--- START OF RECORDS ---
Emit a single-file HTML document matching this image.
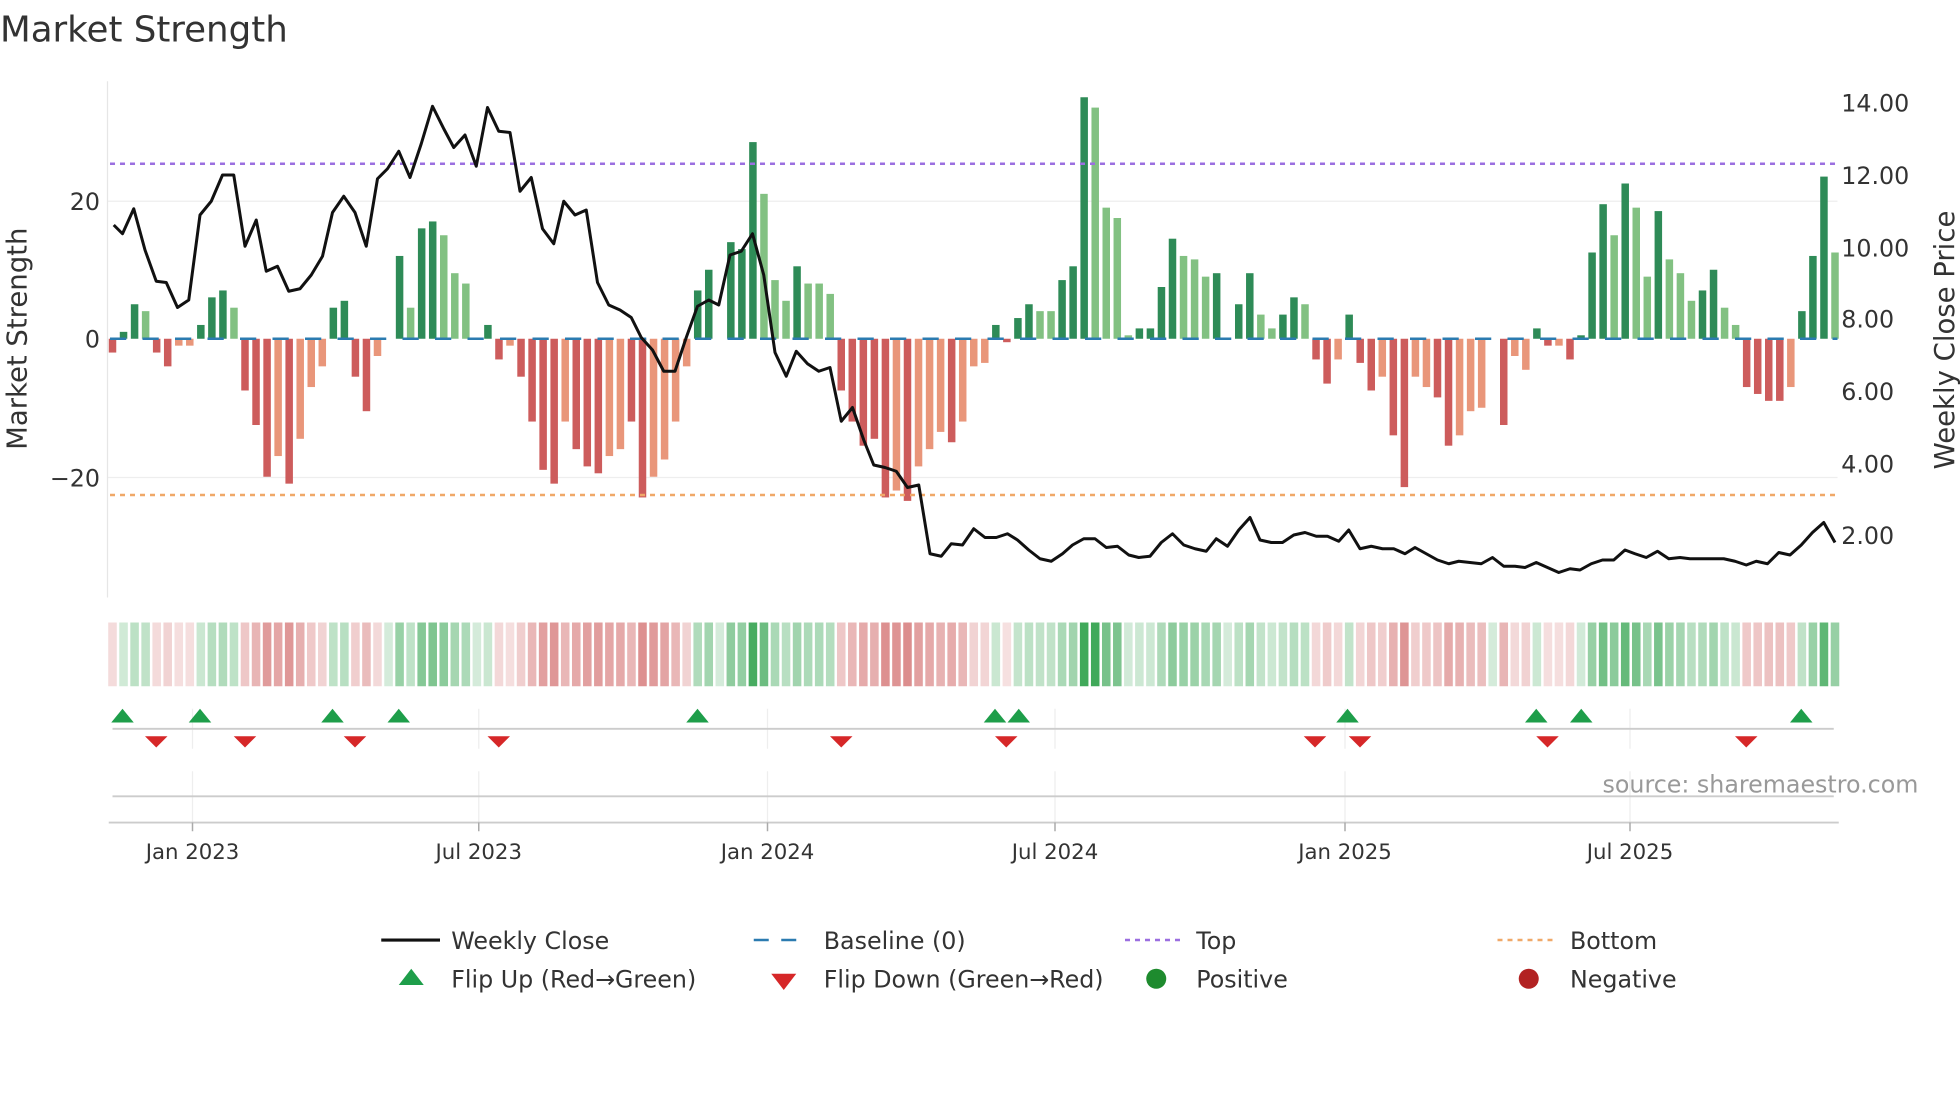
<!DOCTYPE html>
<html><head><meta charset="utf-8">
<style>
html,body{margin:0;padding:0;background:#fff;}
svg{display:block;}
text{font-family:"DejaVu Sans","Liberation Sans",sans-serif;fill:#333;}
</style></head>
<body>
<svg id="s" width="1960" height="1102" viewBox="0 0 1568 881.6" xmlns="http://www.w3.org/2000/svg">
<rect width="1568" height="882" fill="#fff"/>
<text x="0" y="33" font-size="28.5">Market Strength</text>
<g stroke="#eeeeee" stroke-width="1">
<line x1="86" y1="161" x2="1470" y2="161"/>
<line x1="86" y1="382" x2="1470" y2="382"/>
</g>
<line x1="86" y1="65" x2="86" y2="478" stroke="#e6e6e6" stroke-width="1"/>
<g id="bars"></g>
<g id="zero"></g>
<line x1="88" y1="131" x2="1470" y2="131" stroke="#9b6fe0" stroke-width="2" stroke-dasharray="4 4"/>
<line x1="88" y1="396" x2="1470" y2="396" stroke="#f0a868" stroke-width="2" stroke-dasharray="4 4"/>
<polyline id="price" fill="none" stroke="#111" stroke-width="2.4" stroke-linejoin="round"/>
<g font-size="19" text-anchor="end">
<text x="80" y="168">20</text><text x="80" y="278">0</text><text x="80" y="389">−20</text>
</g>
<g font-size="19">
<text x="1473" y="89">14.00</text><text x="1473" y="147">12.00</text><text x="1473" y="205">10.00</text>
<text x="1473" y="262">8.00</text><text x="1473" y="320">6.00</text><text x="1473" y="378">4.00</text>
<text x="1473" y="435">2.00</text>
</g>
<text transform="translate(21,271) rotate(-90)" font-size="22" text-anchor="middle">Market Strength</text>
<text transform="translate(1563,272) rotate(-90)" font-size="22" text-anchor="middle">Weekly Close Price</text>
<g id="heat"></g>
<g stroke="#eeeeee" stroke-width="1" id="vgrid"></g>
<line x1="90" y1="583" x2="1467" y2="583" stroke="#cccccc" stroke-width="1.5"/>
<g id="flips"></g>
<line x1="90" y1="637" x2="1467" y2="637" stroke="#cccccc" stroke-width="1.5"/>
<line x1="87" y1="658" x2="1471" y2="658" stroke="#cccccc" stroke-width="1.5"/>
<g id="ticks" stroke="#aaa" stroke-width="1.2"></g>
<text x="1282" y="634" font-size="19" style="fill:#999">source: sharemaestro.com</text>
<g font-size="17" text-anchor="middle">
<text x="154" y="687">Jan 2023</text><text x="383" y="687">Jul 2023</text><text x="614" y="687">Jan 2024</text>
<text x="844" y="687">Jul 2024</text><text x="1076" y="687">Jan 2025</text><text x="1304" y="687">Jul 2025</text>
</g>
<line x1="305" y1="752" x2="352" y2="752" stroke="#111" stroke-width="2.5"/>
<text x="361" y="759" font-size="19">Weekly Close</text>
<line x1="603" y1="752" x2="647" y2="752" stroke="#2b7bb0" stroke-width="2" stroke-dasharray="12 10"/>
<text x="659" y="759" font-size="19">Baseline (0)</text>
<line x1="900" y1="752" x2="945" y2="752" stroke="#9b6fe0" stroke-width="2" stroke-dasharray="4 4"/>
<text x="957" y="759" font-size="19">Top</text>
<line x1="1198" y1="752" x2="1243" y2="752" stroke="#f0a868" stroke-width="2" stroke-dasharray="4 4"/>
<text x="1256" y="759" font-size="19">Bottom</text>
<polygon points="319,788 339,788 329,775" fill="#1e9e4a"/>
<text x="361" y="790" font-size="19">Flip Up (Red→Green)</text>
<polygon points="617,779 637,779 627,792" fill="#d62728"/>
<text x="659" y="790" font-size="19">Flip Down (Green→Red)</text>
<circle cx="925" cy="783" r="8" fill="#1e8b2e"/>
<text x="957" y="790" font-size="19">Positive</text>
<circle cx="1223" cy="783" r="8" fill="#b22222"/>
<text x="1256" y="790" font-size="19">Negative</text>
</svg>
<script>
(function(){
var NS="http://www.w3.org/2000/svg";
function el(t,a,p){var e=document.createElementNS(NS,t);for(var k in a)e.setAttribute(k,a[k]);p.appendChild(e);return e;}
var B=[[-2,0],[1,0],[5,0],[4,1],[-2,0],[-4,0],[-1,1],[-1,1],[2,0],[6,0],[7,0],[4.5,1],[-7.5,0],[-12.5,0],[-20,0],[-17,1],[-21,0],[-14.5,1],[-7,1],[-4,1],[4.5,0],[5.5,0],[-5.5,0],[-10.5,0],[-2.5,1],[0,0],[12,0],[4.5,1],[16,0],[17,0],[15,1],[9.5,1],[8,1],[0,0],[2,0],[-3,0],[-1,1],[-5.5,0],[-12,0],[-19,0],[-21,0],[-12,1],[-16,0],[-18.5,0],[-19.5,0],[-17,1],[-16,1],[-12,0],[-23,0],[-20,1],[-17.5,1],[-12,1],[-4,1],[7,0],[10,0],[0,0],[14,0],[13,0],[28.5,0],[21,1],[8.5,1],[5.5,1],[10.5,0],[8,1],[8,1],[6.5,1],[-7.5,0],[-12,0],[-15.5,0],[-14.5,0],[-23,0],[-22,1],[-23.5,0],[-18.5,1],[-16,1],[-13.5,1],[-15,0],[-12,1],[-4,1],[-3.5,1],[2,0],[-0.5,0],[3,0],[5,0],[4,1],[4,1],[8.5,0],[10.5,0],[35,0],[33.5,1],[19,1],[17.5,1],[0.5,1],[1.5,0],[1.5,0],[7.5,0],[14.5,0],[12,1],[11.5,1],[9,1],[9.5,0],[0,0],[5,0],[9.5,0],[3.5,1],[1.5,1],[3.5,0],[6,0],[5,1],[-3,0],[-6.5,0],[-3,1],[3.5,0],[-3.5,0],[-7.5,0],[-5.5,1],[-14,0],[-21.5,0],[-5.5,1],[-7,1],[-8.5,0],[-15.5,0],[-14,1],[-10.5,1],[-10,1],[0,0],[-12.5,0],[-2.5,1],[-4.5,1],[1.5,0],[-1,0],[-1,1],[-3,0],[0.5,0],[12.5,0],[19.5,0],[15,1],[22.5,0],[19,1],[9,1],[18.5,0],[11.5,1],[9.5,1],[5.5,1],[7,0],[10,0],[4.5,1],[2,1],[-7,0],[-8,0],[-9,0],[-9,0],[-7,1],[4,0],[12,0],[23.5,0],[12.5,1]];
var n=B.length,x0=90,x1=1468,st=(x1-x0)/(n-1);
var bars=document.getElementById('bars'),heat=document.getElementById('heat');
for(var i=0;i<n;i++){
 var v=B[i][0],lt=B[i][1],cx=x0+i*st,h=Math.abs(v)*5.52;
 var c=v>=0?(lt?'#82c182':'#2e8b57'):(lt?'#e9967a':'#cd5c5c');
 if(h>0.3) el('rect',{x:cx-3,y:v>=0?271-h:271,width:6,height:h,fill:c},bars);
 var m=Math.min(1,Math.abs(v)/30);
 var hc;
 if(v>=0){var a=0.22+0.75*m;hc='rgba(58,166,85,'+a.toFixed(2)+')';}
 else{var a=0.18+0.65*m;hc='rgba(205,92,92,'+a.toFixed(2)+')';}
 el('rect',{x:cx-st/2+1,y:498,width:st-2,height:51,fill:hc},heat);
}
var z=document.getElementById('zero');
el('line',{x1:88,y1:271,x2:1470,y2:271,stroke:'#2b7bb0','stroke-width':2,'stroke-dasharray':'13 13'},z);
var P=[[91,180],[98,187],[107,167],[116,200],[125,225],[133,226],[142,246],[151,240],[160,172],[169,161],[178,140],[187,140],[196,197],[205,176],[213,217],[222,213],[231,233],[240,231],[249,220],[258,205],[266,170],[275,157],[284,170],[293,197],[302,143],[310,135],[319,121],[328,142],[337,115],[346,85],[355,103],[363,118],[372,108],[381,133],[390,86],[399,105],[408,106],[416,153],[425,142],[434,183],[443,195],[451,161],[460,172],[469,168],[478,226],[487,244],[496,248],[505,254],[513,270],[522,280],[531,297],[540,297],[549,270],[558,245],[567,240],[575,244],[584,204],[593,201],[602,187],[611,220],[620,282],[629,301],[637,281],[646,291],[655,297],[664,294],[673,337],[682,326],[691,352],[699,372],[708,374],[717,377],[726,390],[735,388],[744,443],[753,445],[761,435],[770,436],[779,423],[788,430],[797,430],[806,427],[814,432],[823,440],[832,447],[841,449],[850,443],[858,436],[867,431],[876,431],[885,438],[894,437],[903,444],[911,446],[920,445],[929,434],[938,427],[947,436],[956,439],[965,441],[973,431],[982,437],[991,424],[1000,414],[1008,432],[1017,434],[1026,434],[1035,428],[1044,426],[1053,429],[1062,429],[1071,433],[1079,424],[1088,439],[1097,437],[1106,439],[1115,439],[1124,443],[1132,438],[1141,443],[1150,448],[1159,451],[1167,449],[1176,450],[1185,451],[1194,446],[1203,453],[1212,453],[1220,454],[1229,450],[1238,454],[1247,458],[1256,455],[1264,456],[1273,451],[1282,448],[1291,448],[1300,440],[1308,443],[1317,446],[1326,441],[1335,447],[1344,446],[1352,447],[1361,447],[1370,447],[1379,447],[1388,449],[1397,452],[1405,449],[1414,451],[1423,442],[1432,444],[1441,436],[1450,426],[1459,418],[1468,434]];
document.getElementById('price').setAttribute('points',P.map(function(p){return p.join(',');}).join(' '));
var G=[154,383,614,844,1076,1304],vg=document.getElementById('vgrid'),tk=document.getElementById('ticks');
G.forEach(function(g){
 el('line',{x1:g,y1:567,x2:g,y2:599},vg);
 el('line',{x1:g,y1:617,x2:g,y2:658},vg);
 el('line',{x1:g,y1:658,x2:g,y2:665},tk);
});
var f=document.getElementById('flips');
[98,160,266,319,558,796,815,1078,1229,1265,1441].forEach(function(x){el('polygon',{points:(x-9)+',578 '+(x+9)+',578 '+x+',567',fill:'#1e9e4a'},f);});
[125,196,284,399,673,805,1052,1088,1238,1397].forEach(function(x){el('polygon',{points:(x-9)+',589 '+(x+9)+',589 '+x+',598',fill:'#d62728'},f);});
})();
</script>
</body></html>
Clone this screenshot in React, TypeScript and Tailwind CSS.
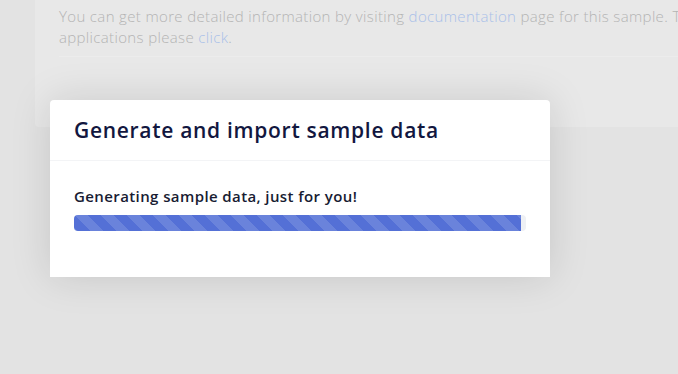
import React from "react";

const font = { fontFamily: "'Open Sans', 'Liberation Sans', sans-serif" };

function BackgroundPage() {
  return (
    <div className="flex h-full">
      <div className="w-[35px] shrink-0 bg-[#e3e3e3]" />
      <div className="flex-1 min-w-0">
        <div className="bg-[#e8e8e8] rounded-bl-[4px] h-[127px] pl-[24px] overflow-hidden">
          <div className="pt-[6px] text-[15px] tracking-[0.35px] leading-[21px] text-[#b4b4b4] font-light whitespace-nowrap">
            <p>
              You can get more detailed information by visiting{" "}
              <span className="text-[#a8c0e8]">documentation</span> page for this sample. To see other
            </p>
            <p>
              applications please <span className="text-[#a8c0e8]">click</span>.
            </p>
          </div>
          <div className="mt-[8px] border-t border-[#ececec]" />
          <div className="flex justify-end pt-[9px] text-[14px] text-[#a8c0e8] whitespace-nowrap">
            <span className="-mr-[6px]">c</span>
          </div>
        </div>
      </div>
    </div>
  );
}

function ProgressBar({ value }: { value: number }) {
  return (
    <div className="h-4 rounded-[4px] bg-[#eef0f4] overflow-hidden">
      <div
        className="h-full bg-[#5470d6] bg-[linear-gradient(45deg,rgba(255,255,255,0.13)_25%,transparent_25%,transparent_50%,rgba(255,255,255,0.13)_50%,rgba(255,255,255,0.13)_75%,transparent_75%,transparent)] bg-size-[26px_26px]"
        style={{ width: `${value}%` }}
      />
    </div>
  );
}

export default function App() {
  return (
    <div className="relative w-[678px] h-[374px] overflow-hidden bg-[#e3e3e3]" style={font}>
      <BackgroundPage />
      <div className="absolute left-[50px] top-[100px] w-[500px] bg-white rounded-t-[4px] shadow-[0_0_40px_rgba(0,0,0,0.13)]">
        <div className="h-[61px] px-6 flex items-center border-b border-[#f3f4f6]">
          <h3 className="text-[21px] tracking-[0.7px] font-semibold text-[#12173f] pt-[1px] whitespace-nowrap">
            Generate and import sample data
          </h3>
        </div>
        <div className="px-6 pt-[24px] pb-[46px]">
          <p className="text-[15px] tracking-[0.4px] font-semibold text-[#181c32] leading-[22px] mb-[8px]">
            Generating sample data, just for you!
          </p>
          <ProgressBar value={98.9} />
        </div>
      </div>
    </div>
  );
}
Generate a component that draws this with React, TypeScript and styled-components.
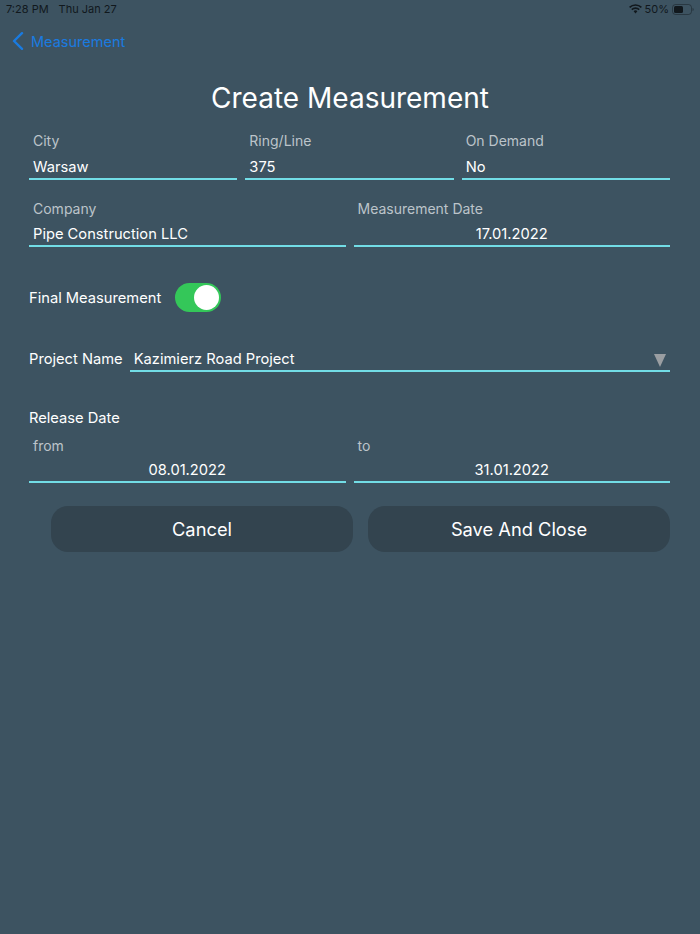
--- END OF RECORDS ---
_PROBLEM DETAILS:_ Gather all lines from the listing above in which "Generate" occurs.

_THE RESPONSE:_
            Generate and import sample data
Generate a component that draws this with React, TypeScript and styled-components.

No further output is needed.